Reinhold, 94, was unable to participate in this interview because he suffers from aphasia, a brain condition that robs one of the ability to communicate, but he told us in a 2009 interview, "I spotted Heni in the registration line at Tyler, and I said to myself: 'That's the woman for me.'" On their first date, he took her to a photography exhibition of Frank Lloyd Wright's work at Gimbel's Department Store, and when she said she loved it, "I knew I'd made the right choice."

Both Edelscheins belonged to the prestigious Plastic Club, and Rein also belonged to the Philadelphia Sketch Club. They had joint exhibitions at Allens Lane Art Center and are in permanent collections of Woodmere and the Atwater Kent Museum, as well as in numerous private collections. Rein received many awards such as the Violet Oakley Prize (2006), the Hugh and Marian Scott Prize (2005) and the Elizabeth Coyne Memorial Prize (2000) at Woodmere exhibitions.

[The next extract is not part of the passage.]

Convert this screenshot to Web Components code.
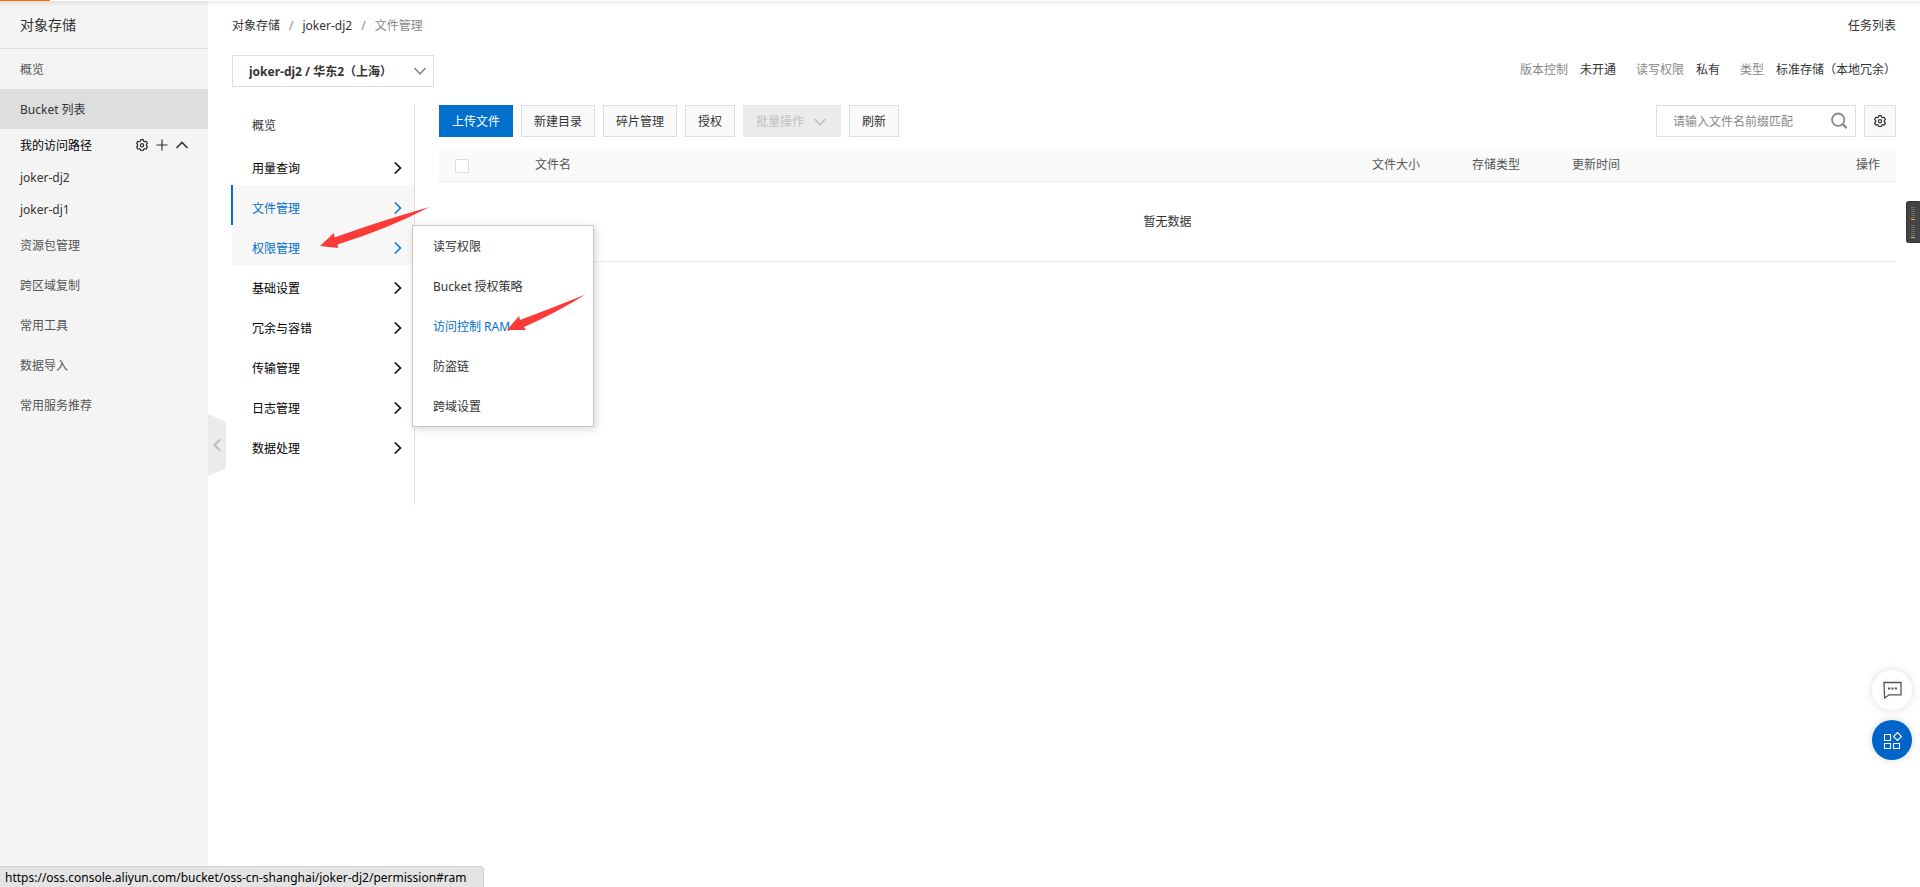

Rein grew up in Logan and Heni in North Philly. After art school, the two lived in Levittown for a few years, where Heni became an activist to help Daisy Myers, the first African American resident of Levittown and the victim of vicious racist acts. Subsequently, the Edelscheins returned to Philadelphia and moved to Mt. Airy for cultural stimulation. “There's nothing like Mt. Airy,” said Heni. “It is a wonderful neighborhood. We lived a very rich cultural life in Mt. Airy.”

Henrietta was also a violinist as well as a prolific poet, observing nature in words as precise as her sculpture. One line reads: "After a snowfall, snow-white clusters blown on bushes that never flowered before." So complete was their artistic collaboration, Reinhold typed up Heni's poems.